The exercise -> Read the material below and tally how many lines hold the word "index", giving the number and nothing else.

Data lines ->
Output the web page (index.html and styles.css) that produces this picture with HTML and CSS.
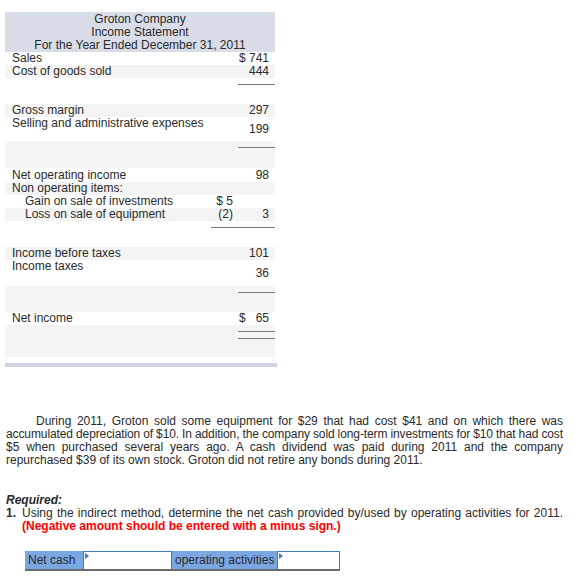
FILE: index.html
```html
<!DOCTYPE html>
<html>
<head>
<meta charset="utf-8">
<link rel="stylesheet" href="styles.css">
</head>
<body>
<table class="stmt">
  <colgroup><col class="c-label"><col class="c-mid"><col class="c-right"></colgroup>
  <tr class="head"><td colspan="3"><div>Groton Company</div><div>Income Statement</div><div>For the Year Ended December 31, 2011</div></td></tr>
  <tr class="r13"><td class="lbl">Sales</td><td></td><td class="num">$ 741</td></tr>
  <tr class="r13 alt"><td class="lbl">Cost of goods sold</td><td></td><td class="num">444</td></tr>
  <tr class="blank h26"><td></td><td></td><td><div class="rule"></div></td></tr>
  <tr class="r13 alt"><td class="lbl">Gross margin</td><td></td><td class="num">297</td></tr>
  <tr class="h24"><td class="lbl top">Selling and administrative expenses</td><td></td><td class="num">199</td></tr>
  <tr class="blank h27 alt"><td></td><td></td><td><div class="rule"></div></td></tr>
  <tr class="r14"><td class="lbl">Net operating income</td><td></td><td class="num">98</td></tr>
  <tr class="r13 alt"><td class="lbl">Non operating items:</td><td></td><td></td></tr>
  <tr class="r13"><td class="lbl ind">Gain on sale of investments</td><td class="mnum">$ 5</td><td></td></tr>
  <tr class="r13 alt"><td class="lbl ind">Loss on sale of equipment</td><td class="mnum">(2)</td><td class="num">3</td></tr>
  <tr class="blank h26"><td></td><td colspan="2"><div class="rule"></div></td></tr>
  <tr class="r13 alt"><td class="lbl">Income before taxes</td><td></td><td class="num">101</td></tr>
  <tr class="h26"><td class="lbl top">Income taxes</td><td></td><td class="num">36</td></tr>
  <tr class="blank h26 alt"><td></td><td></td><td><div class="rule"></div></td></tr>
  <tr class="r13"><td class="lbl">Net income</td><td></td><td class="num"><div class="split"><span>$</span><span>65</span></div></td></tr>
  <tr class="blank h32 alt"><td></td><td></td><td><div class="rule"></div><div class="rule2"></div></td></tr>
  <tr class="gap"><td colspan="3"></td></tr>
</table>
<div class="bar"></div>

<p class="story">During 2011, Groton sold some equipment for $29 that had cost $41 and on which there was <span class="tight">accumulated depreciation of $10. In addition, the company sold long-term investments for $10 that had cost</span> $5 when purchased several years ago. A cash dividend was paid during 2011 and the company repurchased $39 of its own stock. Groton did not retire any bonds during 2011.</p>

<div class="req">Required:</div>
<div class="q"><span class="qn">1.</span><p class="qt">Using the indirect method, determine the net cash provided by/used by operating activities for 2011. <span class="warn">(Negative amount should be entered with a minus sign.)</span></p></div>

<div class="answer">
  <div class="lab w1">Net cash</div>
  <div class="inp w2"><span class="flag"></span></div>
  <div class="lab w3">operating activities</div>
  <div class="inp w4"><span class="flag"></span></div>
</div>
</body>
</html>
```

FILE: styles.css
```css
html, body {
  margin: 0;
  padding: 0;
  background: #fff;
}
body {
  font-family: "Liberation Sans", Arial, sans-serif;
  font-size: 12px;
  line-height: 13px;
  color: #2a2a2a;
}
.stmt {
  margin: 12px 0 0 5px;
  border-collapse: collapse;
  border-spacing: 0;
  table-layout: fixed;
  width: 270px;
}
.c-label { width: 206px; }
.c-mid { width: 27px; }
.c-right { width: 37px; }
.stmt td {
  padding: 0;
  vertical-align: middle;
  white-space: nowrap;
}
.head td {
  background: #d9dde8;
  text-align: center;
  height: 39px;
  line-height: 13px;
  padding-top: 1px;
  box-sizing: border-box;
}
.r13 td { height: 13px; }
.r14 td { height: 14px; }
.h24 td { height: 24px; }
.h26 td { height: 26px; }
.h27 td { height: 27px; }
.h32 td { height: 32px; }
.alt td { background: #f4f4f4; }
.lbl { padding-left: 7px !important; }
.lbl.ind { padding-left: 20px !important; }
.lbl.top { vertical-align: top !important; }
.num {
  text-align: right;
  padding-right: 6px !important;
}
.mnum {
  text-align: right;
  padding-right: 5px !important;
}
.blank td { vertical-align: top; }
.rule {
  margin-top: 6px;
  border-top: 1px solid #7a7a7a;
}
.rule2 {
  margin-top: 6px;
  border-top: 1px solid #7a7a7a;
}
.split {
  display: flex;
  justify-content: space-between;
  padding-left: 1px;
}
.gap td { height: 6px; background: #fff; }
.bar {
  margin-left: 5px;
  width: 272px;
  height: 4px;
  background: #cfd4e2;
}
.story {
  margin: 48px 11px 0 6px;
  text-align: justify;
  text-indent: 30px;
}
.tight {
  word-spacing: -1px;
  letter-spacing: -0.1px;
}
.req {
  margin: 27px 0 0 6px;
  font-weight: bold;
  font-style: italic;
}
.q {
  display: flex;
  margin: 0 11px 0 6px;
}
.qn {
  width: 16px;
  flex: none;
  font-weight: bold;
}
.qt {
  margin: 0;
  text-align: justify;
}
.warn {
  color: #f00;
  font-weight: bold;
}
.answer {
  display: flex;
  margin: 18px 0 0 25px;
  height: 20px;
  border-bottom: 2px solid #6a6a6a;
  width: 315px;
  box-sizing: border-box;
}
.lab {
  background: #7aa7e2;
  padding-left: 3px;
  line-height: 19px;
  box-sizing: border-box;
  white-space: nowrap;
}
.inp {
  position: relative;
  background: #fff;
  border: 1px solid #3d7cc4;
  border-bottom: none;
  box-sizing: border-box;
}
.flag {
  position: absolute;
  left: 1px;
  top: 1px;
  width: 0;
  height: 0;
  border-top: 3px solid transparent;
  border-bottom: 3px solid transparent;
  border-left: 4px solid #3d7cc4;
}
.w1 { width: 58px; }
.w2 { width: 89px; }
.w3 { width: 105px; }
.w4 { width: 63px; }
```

Result of this task -> 2